We know that the latter are the ones that work with the data, but where do they get it from? How does the environment in which they do their analysis work? It is the task of the Data Engineer to prepare the entire ecosystem so that others can obtain their data clean and prepared for analysis.
The Data Engineers are those who design, develop, build, test and maintain the data processing systems in the Big Data project.
You must know how the data is modeled as well as having a wide knowledge of the SQL databases, since in the Big Data world they are not excluded and in many cases they are still the origin of the data. They simply complement each other.
They perform and program data intakes (for example, from a relational model to a Spark processing engine). They also do cleaning, validation, data quality and aggregation processes so that the information reaches the Data Scientist as expected, and they configure the cluster in Spark (number of nodes and cores per node, GB of RAM) so that the statistical models are executed optimally.

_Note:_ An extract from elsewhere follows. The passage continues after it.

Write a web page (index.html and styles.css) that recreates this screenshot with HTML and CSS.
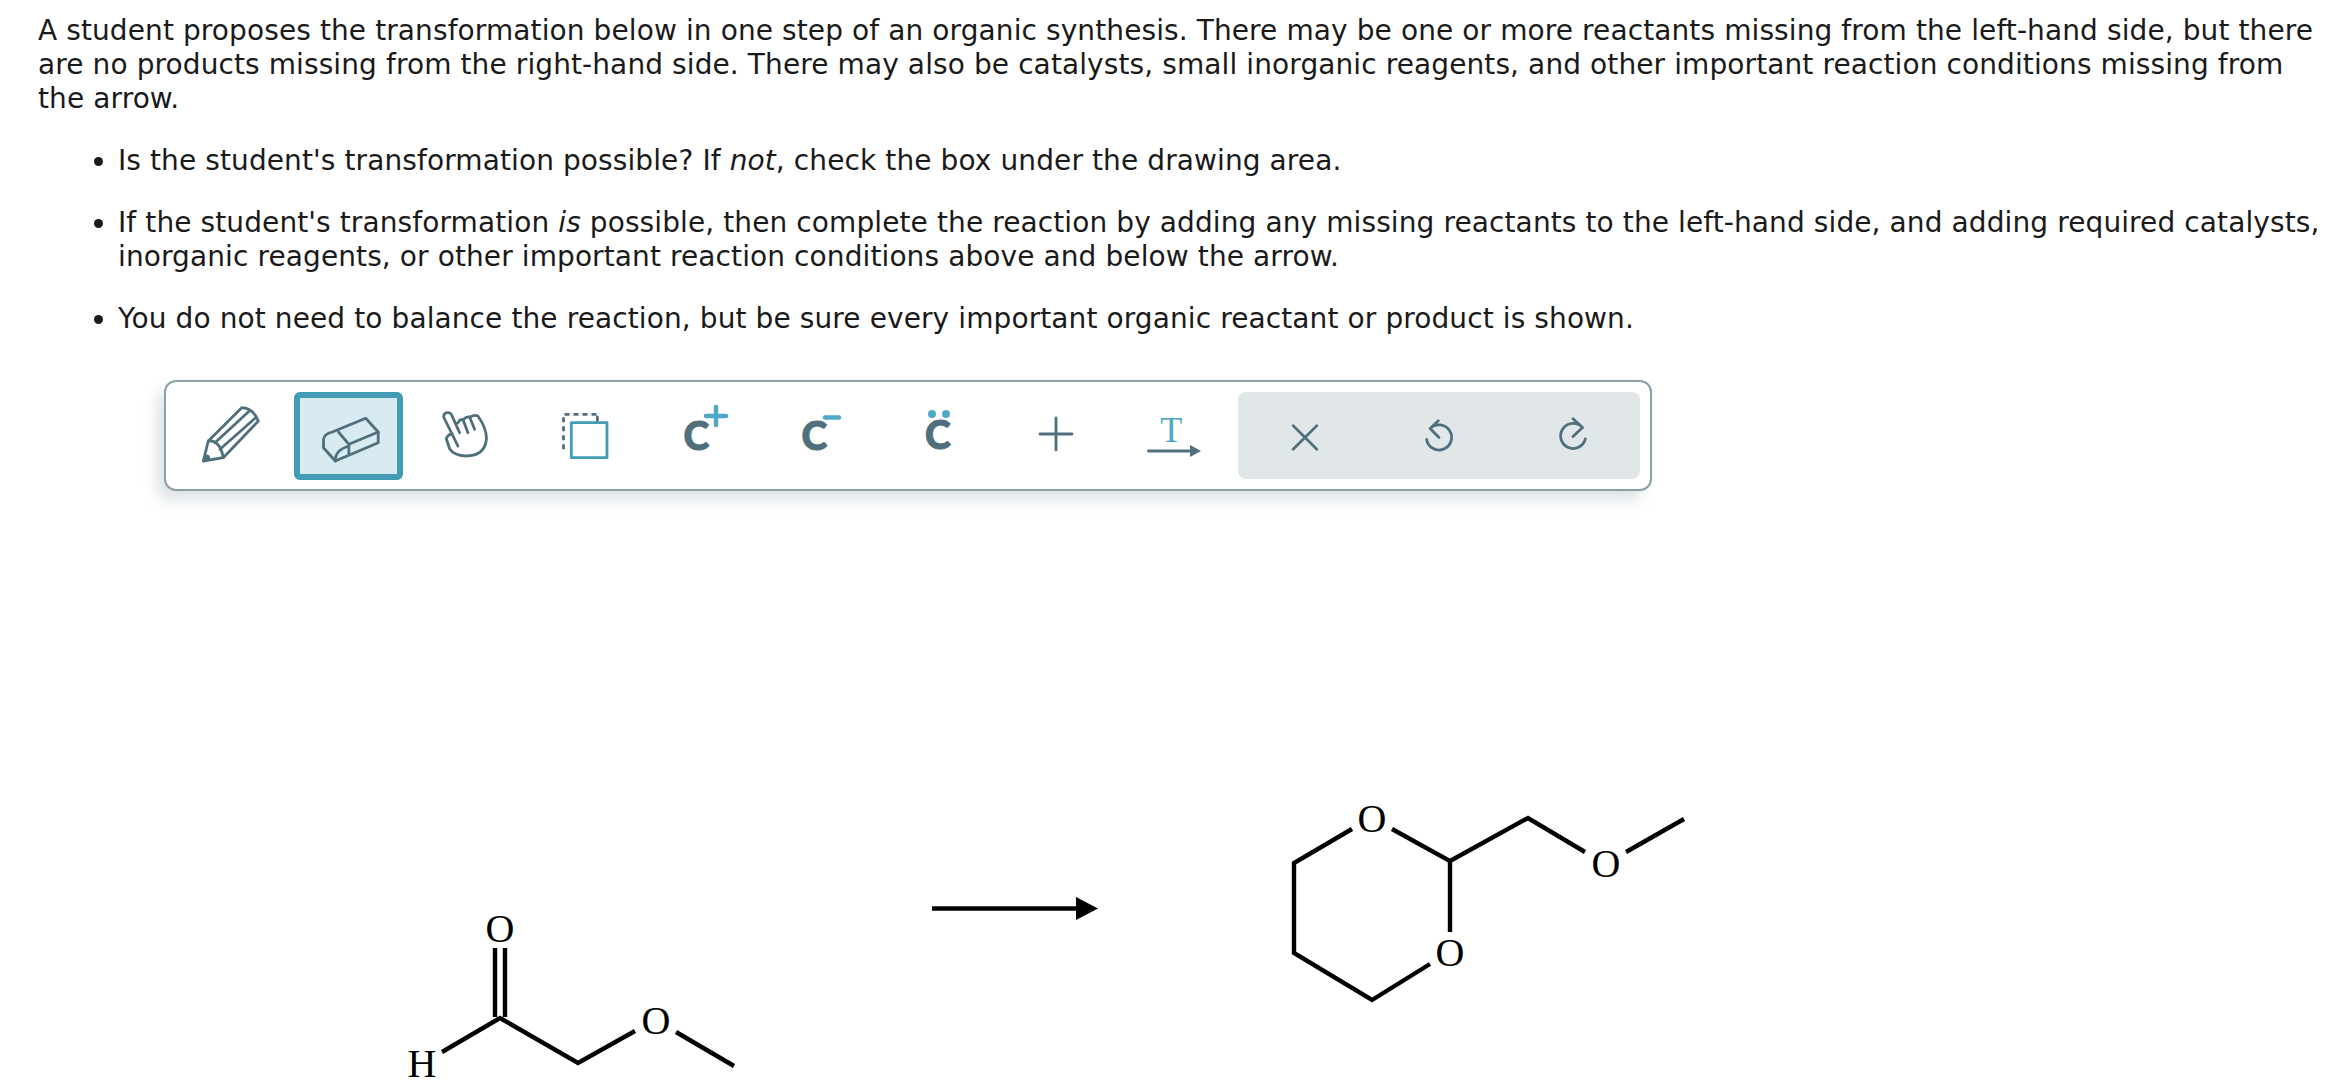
FILE: index.html
```html
<!DOCTYPE html>
<html lang="en">
<head>
    <meta charset="UTF-8">
    <title>Organic synthesis transformation</title>
    <link rel="stylesheet" href="styles.css">
</head>
<body>
    <div class="question">
        <p class="intro">A student proposes the transformation below in one step of an organic synthesis. There may be one or more reactants missing from the left-hand side, but there are no products missing from the right-hand side. There may also be catalysts, small inorganic reagents, and other important reaction conditions missing from the arrow.</p>
        <ul class="steps">
            <li>Is the student's transformation possible? If <em>not</em>, check the box under the drawing area.</li>
            <li>If the student's transformation <em>is</em> possible, then complete the reaction by adding any missing reactants to the left-hand side, and adding required catalysts, inorganic reagents, or other important reaction conditions above and below the arrow.</li>
            <li>You do not need to balance the reaction, but be sure every important organic reactant or product is shown.</li>
        </ul>
    </div>

    <div class="toolbar">
        <div class="tool">
            <svg viewBox="0 -1 109 88">
                <path class="line" d="M27.3 68L32.3 48L65.7 14.7Q77 15 82.3 28L47.3 64.7Z"/>
                <path class="line" d="M32.3 48Q44 47 47.3 64.7M39 49.7L73.3 18M44 56.3L79.7 24.7"/>
                <circle class="ink" cx="30.5" cy="65" r="3.6"/>
            </svg>
        </div>
        <div class="tool tool-active">
            <svg viewBox="0 -1 109 88">
                <path class="line" d="M71.7 25.3L84.2 39V49.7L41.3 68L29.5 54.7V46.3Q30 41 38.4 39Z"/>
                <path class="line" d="M44.5 39L54.9 51.3L84.2 39M54.9 51.3V61M41.3 68Q41 57 54.9 53"/>
            </svg>
        </div>
        <div class="tool">
            <svg viewBox="0 -1 109 88">
                <path class="line" d="M46.9 53L32.6 24Q32.5 19.7 36.9 19.7Q39 19.7 40.3 21.3L48.6 39.7M46.9 29.7Q48.5 26 51.9 26.3L56.9 39.7M52.5 26.5Q55 23.5 58.6 24L63.6 36.3M59.5 24Q63 21.5 66.9 23Q75.5 35 75.5 45.7Q74 63 55 63Q43 62.5 38.6 55.7L35.3 45.7Q37 41 41.5 41"/>
            </svg>
        </div>
        <div class="tool">
            <svg viewBox="0 -1 109 88">
                <path class="dash" d="M34.5 56.3V21.3H68.4"/>
                <path class="line" d="M68.4 24V28"/>
                <rect class="accent-line" x="42.3" y="29.7" width="35.7" height="35"/>
            </svg>
        </div>
        <div class="tool">
            <svg viewBox="0 -1 109 88">
                <text class="atom" x="49.5" y="56.5" text-anchor="middle">C</text>
                <path class="accent-bold" d="M69 14V32M59 23H79"/>
            </svg>
        </div>
        <div class="tool">
            <svg viewBox="0 -1 109 88">
                <text class="atom" x="50.5" y="56.5" text-anchor="middle">C</text>
                <path class="accent-bold" d="M61 24.5H75"/>
            </svg>
        </div>
        <div class="tool">
            <svg viewBox="0 -1 109 88">
                <text class="atom" x="56" y="55.5" text-anchor="middle">C</text>
                <circle class="accent-dot" cx="50" cy="21" r="4"/>
                <circle class="accent-dot" cx="64" cy="21" r="4"/>
            </svg>
        </div>
        <div class="tool">
            <svg viewBox="0 0 109 88">
                <path class="thin" d="M56 26V58M40 42H72"/>
            </svg>
        </div>
        <div class="tool">
            <svg viewBox="0 0 109 88">
                <text class="label-t" x="53.4" y="50" text-anchor="middle">T</text>
                <path class="line" d="M30.4 59H74"/>
                <path class="ink" d="M72 53L83 59L72 65Z"/>
            </svg>
        </div>
        <div class="tool-group">
            <div class="tool-wide">
                <svg viewBox="0 -2 134 88">
                    <path class="thin" d="M55 32L79 56M79 32L55 56"/>
                </svg>
            </div>
            <div class="tool-wide">
                <svg viewBox="0 -1 134 88">
                    <path class="thin" d="M66.3 28L58 36L67 45M58 36A12.7 12.7 0 1 1 54.5 47"/>
                </svg>
            </div>
            <div class="tool-wide">
                <svg viewBox="0 -1 134 88">
                    <path class="thin" d="M67 26L76.7 35L67 44M76.7 35A12.7 12.7 0 1 0 79.5 46.5"/>
                </svg>
            </div>
        </div>
    </div>

    <svg class="reaction" viewBox="0 0 2334 586">
        <g class="bonds" transform="translate(0 -500)">
            <path d="M495 948V1017M505 948V1017"/>
            <path d="M442 1052L500 1018L578 1063L635 1031M676 1032L734 1066"/>
            <path d="M1352 829L1294 863V953L1372 1000L1430 964M1450 932V861L1392 829M1450 861L1528 818L1585 852M1626 852L1684 819"/>
            <path d="M932 908.5H1080"/>
        </g>
        <path class="arrow-head" d="M1076 897L1098 908.5L1076 920Z" transform="translate(0 -500)"/>
        <g class="atoms" transform="translate(0 -500)" text-anchor="middle">
            <text x="500" y="941.5">O</text>
            <text x="656" y="1033.5">O</text>
            <text x="422" y="1077">H</text>
            <text x="1372" y="831.5">O</text>
            <text x="1450" y="965.5">O</text>
            <text x="1606" y="877">O</text>
        </g>
    </svg>
</body>
</html>
```

FILE: styles.css
```css
body {
    margin: 0;
    background: #ffffff;
    color: #1a1a1a;
    font-family: "DejaVu Sans", sans-serif;
    font-size: 28px;
    line-height: 34px;
    letter-spacing: 0.1px;
}

.question {
    padding: 14px 0 0 38px;
    width: 2290px;
}

.intro {
    margin: 0 0 28px;
}

.steps {
    margin: 0;
    padding-left: 80px;
}

.steps li {
    margin-bottom: 28px;
}

.toolbar {
    display: flex;
    gap: 8.7px;
    box-sizing: border-box;
    width: 1488px;
    height: 111px;
    margin: 44px 0 0 164px;
    padding: 10px;
    background: #ffffff;
    border: 2px solid #8ba0a8;
    border-radius: 12px;
    box-shadow: -8px 10px 16px -2px rgba(80, 110, 125, 0.22);
}

.tool {
    box-sizing: border-box;
    flex: 0 0 109px;
    height: 88px;
    border-radius: 6px;
}

.tool svg,
.tool-wide svg {
    display: block;
    width: 100%;
    height: 100%;
    overflow: visible;
}

.tool-active {
    background: #d7ebf1;
    outline: 6px solid #439bb5;
    outline-offset: -6px;
}

.tool-group {
    display: flex;
    flex: 0 0 402px;
    margin-left: 2.7px;
    background: #e1e6e8;
    border-radius: 8px;
}

.tool-wide {
    flex: 1;
}

.line,
.thin,
.dash,
.accent-line,
.accent-bold {
    fill: none;
    stroke: #4f6f7d;
    stroke-width: 2.8;
    stroke-linejoin: round;
}

.line,
.thin,
.accent-bold {
    stroke-linecap: round;
}

.dash {
    stroke-dasharray: 5 4;
}

.accent-line {
    stroke: #439bb5;
}

.accent-bold {
    stroke: #4fa9c6;
    stroke-width: 4.5;
}

.accent-dot {
    fill: #4fa9c6;
}

.ink {
    fill: #4f6f7d;
}

.atom {
    fill: #4f6f7d;
    stroke: #4f6f7d;
    stroke-width: 1;
    font-family: "Lato", sans-serif;
    font-size: 39px;
    font-weight: 900;
}

.label-t {
    fill: #4fa9c6;
    font-family: "Liberation Serif", serif;
    font-size: 36px;
}

.reaction {
    display: block;
    width: 2334px;
    height: 586px;
    margin-top: 9px;
}

.bonds path {
    fill: none;
    stroke: #000000;
    stroke-width: 4.4;
}

.arrow-head {
    fill: #000000;
}

.atoms text {
    fill: #000000;
    font-family: "Liberation Serif", serif;
    font-size: 40px;
}
```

What technologies do they use? A Data Engineer should know Linux and Git much like an engineer working on software projects. Hadoop and Spark at the environment level; Map Reduce at the level of computational models; and HDFS, MongoDB and Cassandra at the level of NoSQL technologies.
In terms of programming languages it is essential to know SQL, since the relational model is still an important part in the generation and query of data.
It is also usually required to know one or two of the following languages: Python for data processing (sometimes PySpark) and Scala as the native language of Spark and Java in many cases.
Should a Data Engineer know the models used by the Data Scientist in depth? In principle, you should know what it means to use one or another model for the environment, and what architecture is ideal for them to work in.
In summary, the Data Engineer is in charge of the Big Data infrastructure. How important can this be? According to the article by Todd Goldman, which is based on a Gartner study, it states that only 15% of Big Data projects go into production, it is obvious that basic implementations in architecture are overlooked.
This is the key to realize why the remaining 85% does not reach production. The slowness with which the data is loaded, the failure to do it automatically and incrementally, the inability to consult them and the lack of agility to migrate from the testing environment to the production environment are problems that the inclusion of more Data Engineers would help solve.
The Data Engineer plays a key role when it comes to converting a Big Data PoC into a real and tangible project. That is, from prototype to production.
At this point many may wonder what a Data Architect would be then. According to our point of view, a Data Architect is a Data Engineer with a more global vision, and more oriented to the integration, centralization and maintenance of all data sources.
We are aware that we may have left out some profiles that someone considers important. The MIS Reporting Executive, the Business Analyst, the statistician, the Machine Learning Engineer, or even the Data Translator.
There are also traditional profiles such as the Oracle DBA, the Teradata Business Analyst or the “All-terrain Java dev” that have been recycled and also have their function here. But with this article we have tried to talk more about the roles that are played in the world of Big Data and not profiles or certifications.